20. The nucleic acid of claim 19, wherein it comprises a sequence is selected from the group consisting of:
a) a sequence substantially the same to part or all of SEQ ID NO: 1 or 6; and b) a sequence substantially the same to a nucleic acid encoding part or all of any of SEQ ID NO: 2-5 and 7-10.

21. The nucleic acid of claim 20, wherein it comprises a sequence selected from the group consisting of:

a) a sequence having 100% identity with SEQ ID NO: 1 or 6;
b) a sequence having 100% identity with a nucleic acid encoding any of SEQ ID
NO:2-5 and 7-10.

22. An isolated or purified nucleic acid molecule comprising a sequence encoding a E. Coli polypeptide involved in metabolization of 2-Deoxy-D-ribose, or degenerate variants thereof, wherein said E. coli polypeptide or degenerate variant comprises part or all of SEQ ID NO:2-5 and 7-10.

23. An isolated or purified protein comprising an amino acid sequence selected from the group consisting of:
a) sequences encoded by a nucleic acid as defined in claim 7;
b) sequences having at least 80% identity to part or all of any of SEQ ID NO:2-and 7-10;
c) sequences having at least 85% homology to part or all of any of SEQ ID NO:2-and 7-10; and d) sequence provided in part or all of any of SEQ ID NO:2-5 and 7-10.

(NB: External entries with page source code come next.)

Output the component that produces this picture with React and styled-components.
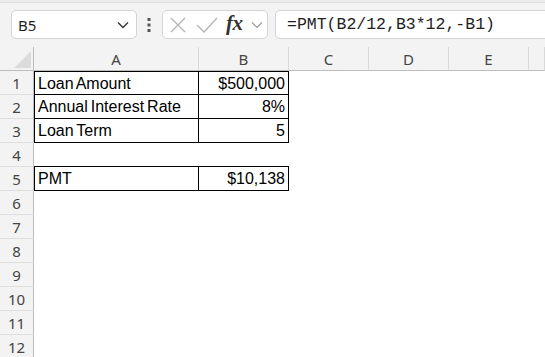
import React from "react";
import styled, { createGlobalStyle } from "styled-components";

const GlobalStyle = createGlobalStyle`
  html, body {
    margin: 0;
    padding: 0;
    background: #ffffff;
  }
  body {
    overflow: hidden;
  }
`;

const columns = ["A", "B", "C", "D", "E", ""];
const rowCount = 12;

// cell contents + which edges carry a thin black border (t/r/b/l)
const cells = {
  1: [
    { text: "Loan Amount", b: "tlrb" },
    { text: "$500,000", right: true, b: "trb" },
  ],
  2: [
    { text: "Annual Interest Rate", b: "lrb" },
    { text: "8%", right: true, b: "rb" },
  ],
  3: [
    { text: "Loan Term", b: "lrb" },
    { text: "5", right: true, b: "rb" },
  ],
  4: [{ text: "", b: "b" }, { text: "", b: "b" }],
  5: [
    { text: "PMT", b: "lrb" },
    { text: "$10,138", right: true, b: "rb" },
  ],
};

const edge = (side) => (p) =>
  p.$b && p.$b.includes(side) ? "1px solid #000000" : "none";

const App = () => {
  const rows = Array.from({ length: rowCount }, (_, i) => i + 1);

  return (
    <Shell>
      <GlobalStyle />
      <TopStrip />
      <Toolbar>
        <NameBox>
          <span>B5</span>
          <svg width="12" height="8" viewBox="0 0 12 8">
            <polyline
              points="1,1.5 6,6.5 11,1.5"
              fill="none"
              stroke="#333"
              strokeWidth="1.3"
            />
          </svg>
        </NameBox>
        <Grip>
          <svg width="4" height="14" viewBox="0 0 4 14">
            <rect x="0.5" y="0" width="3" height="3" fill="#555" />
            <rect x="0.5" y="5.5" width="3" height="3" fill="#555" />
            <rect x="0.5" y="11" width="3" height="3" fill="#555" />
          </svg>
        </Grip>
        <ActionGroup>
          <svg width="18" height="18" viewBox="0 0 18 18">
            <path
              d="M2 2 L16 16 M16 2 L2 16"
              stroke="#b4b4b4"
              strokeWidth="1.3"
              fill="none"
            />
          </svg>
          <svg width="22" height="16" viewBox="0 0 22 16">
            <polyline
              points="1,8 8,15 21,1"
              stroke="#b4b4b4"
              strokeWidth="1.3"
              fill="none"
            />
          </svg>
          <Fx>fx</Fx>
          <svg width="12" height="8" viewBox="0 0 12 8">
            <polyline
              points="1,1.5 6,6.5 11,1.5"
              fill="none"
              stroke="#9a9a9a"
              strokeWidth="1.2"
            />
          </svg>
        </ActionGroup>
        <FormulaInput>=PMT(B2/12,B3*12,-B1)</FormulaInput>
      </Toolbar>

      <Sheet>
        <Corner />
        {columns.map((c, i) => (
          <ColHeader key={"h" + i}>{c}</ColHeader>
        ))}
        {rows.map((r) => (
          <React.Fragment key={r}>
            <RowHeader>{r}</RowHeader>
            {columns.map((_, ci) => {
              const cell = (cells[r] || [])[ci];
              return (
                <Cell key={ci} $b={cell && cell.b} $right={cell && cell.right}>
                  {cell ? cell.text : ""}
                </Cell>
              );
            })}
          </React.Fragment>
        ))}
      </Sheet>
    </Shell>
  );
};

const Shell = styled.div`
  width: 545px;
  height: 357px;
  overflow: hidden;
  background: #f3f3f3;
  display: flex;
  flex-direction: column;
`;

const TopStrip = styled.div`
  height: 2px;
  background: #ececec;
  border-bottom: 1px solid #e0e0e0;
  flex-shrink: 0;
`;

const Toolbar = styled.div`
  height: 44px;
  box-sizing: border-box;
  padding: 7px 0 8px 11px;
  display: flex;
  align-items: stretch;
  flex-shrink: 0;
`;

const Box = styled.div`
  box-sizing: border-box;
  height: 29px;
  background: #ffffff;
  border: 1px solid #d4d4d4;
  border-radius: 5px;
  display: flex;
  align-items: center;
`;

const NameBox = styled(Box)`
  width: 126px;
  padding: 0 7px 0 6px;
  justify-content: space-between;
  font-family: "Noto Sans", "Open Sans", sans-serif;
  font-size: 15px;
  color: #1e1e1e;
`;

const Grip = styled.div`
  width: 4px;
  margin: 0 11px 0 10px;
  display: flex;
  align-items: center;
`;

const ActionGroup = styled(Box)`
  width: 106px;
  padding: 0 4px 0 6px;
  gap: 0;
  justify-content: space-between;
`;

const Fx = styled.span`
  font-family: "Liberation Serif", "DejaVu Serif", serif;
  font-style: italic;
  font-weight: bold;
  font-size: 21px;
  color: #333333;
  letter-spacing: -0.5px;
  margin-top: -3px;
`;

const FormulaInput = styled(Box)`
  flex: 1;
  margin: 0 -12px 0 7px;
  padding-left: 11px;
  font-family: "Liberation Mono", "DejaVu Sans Mono", monospace;
  font-size: 16.5px;
  color: #1e1e1e;
  white-space: nowrap;
`;

const Sheet = styled.div`
  flex: 1;
  display: grid;
  grid-template-columns: 34px 165px 90px 80px 80px 80px 1fr;
  grid-auto-rows: 24px;
  background: #ffffff;
`;

const HeadBase = styled.div`
  box-sizing: border-box;
  background: #f3f3f3;
  display: flex;
  align-items: center;
  justify-content: center;
  font-family: "Noto Sans", "Open Sans", sans-serif;
  font-size: 15px;
  color: #444444;
`;

const Corner = styled(HeadBase)`
  position: relative;
  border-right: 1px solid #bdbdbd;
  border-bottom: 1px solid #bdbdbd;

  &::after {
    content: "";
    position: absolute;
    right: 2px;
    bottom: 2px;
    width: 17px;
    height: 17px;
    background: #dcdcdc;
    clip-path: polygon(100% 0, 100% 100%, 0 100%);
  }
`;

const ColHeader = styled(HeadBase)`
  border-bottom: 1px solid #bdbdbd;
  border-right: 1px solid #d9d9d9;
  padding-top: 1px;
`;

const RowHeader = styled(HeadBase)`
  border-right: 1px solid #bdbdbd;
  border-bottom: 1px solid #dedede;
  padding-top: 1px;
`;

const Cell = styled.div`
  box-sizing: border-box;
  display: flex;
  align-items: center;
  justify-content: ${(p) => (p.$right ? "flex-end" : "flex-start")};
  padding: 1px 3px 0 3px;
  font-family: "Liberation Sans", Arial, sans-serif;
  font-size: 16px;
  word-spacing: -1.5px;
  color: #000000;
  white-space: nowrap;
  border-top: ${edge("t")};
  border-right: ${edge("r")};
  border-bottom: ${edge("b")};
  border-left: ${edge("l")};
`;

export default App;
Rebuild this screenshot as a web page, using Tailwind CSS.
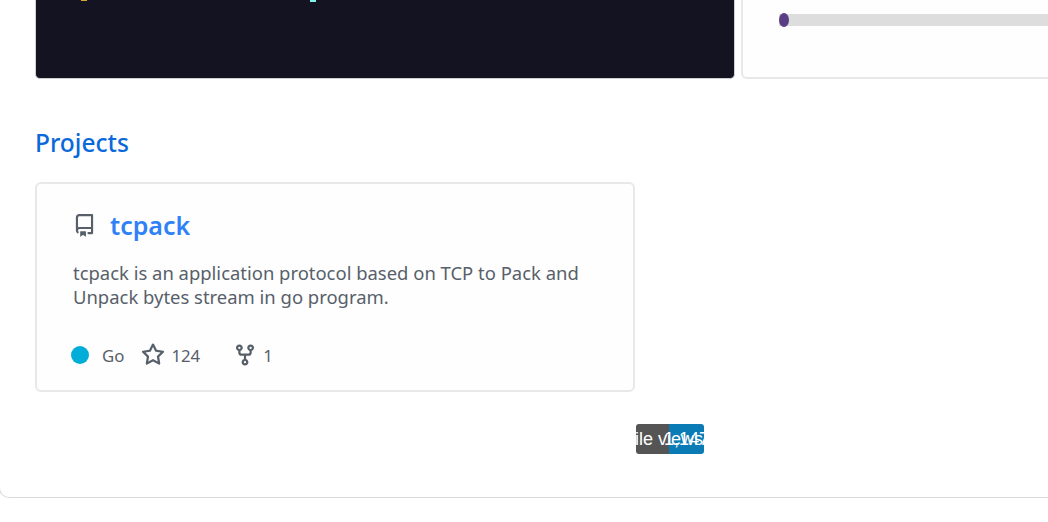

24. The protein of claim 23, wherein it comprises an amino acid sequence selected from the group consisting of sequences substantially the same as any of SEQ ID NO:2-5 and 7-10.

25. The protein of claim 24, wherein it comprises an amino acid sequence selected from the group consisting of sequences 100% identical to any of SEQ
ID
NO:2-5 and 7-10.

26. An isolated or purified protein involved in E. Coli metabolization of 2-Deoxy-D-ribose, or degenerate variants thereof, wherein said protein or degenerate variant comprises part or all of any of SEQ ID NO:2-5 and 7-10.

27. An isolated or purified antibody that specifically binds to a protein as defined in any one of claims 23 to 26.

28. The antibody of claim 27, wherein said antibody consists of a monoclonal or of a polyclonal antibody.

29. A cloning or expression vector comprising the nucleic acid of any one of claims 18 to 22.

30. The vector of claim 29, wherein said vector is capable of directing expression of the peptide encoded by said nucleic acid in a vector-containing cell.

31. A transformed or transfected cell that contains the nucleic acid any one of claims 18 to 22.

32. The cell of claim 31, wherein said cell consists of a Escherichia coli bacterium.

33. The cell of claim 31, wherein the Escherichia coli bacterium is selected from the group consisting of Escherichia coli bacteria filed at the CNCM under accession numbers I-2867 and I-2867 on May 14, 2002.

34. A nucleotide probe comprising a sequence of at least 15 sequential nucleotides of SEQ ID NO: 1 or 6, or of a sequence complementary to SEQ ID
NO: 1 or 6.

35. The probe of claim 30, wherein it consists of SEQ ID NO: 11 or 12.

36. A kit for identifying a pathogenic strain of E. coli, comprising the antibody of claim 27 or 28; or the probe according to claim 34 or 35; and at least one element selected from the group consisting of instructions for using said kit, reaction buffer(s), and enzyme(s).

37. A kit for identifying a pathogenic strain of E. coli, comprising means for assaying capabilities of said strain to metabolize 2-Deoxy-D-ribose.

38. The kit of claim 37, wherein said kit comprises a minimal culture medium with 2-Deoxy-D-ribose as a sole source of carbon.

39. A method for producing a polypeptide involved in E. coli metabolization of Deoxy-D-ribose, comprising:

- providing a cell transformed with a nucleic acid sequence encoding said polypeptide positioned for expression in said cell;

- culturing said transformed cell under conditions suitable for expressing said nucleic acid; and - producing said human polypeptide.